At the June 8 school board meeting, Samoilov and Ayhan asked the Silver Falls School District board members to delay closing Monitor Elementary School while they explore the options to increase the school’s enrollment. 

The women are working with ROBES, Community Roots School board members and parents to determine the best plan.

The options are:

• Offer either or both a Russian and Spanish language program. Both women said they have a list of parents living in the Silver Falls School District who are sending their children to the Heritage School in Woodburn and would be willing to send their children to Monitor if there were a Russian language program. They also said they know parents who are out-of-district who would be interested in a Russian language program.

• Merge with the Community Roots Montessori School, a charter school in the Silver Falls School District, and add a language component. They plan to continue talks with the organizers to see if this is a viable option.

• Open a foreign language charter school. Monitor has 70 students and a capacity for 160. The building is also used by Community Roots School, a public Montessori school opening in the fall, and Willamette Education Service District’s migrant preschool.

Both women said they would like to have the summer to research the best option and present a final direction at the school board’s September meeting.

At the June 8 meeting, Superintendent Craig Roessler revised his prior recommendation to close Monitor on June 30. Instead, he has recommended Monitor Elementary be closed at the end of the 2009-10 school year. He also recommended the Monitor attendance zone become part of the Butte Creek attendance zone with students living in the Monitor Elementary School attendance zone being assigned to Butte Creek Elementary for the 2010-11 school year.
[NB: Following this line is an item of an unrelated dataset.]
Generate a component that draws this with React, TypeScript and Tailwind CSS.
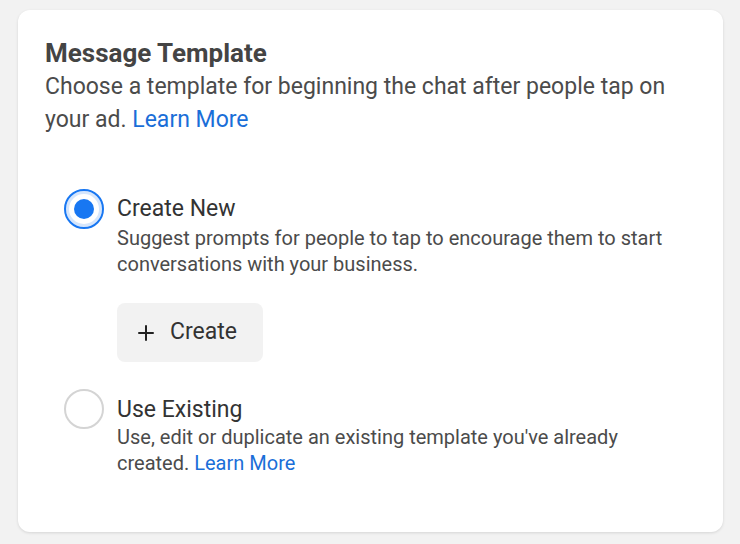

Roessler said he revised his original recommendation because the funding forecast for Oregon’s K-12 schools changed. When he made the first recommendation, the financial picture was bleak with state funding ranging from $5.4 to $5.6 billion. The recent forecast is $6 billion for K-12 schools. He also was concerned having three teachers teaching three grade levels, especially when 40 percent of students are eligible for ESL programs. 

“One reason for the delay is we felt more time was needed for the Monitor community to process the closure of the school and to think about where the boundary lines are going to be,” he said. “We can’t do that in a short amount of time.”

Board member Jim Sinn made a motion to table making a decision on Roessler’s recommendation until the October meeting. The motion failed due to a 3-3 tie with board members Sinn, David Beeson and Dana Smith-Madge agreeing to postpone the decision and Jamie Martinson, Tim Roth and Wally Lierman voting no. Garth King was absent.

The board will revisit the recommendation at its June 22 special board meeting for the budget hearing and adoption of the budget. 

Monitor Principal Dustin Hoehn said the topic of the school closing has been a distraction for students and parents.

“It would be nice to settle the issue,” he said. “Ideally, the best option would be to keep Monitor open indefinitely. One more year would be a good second choice.”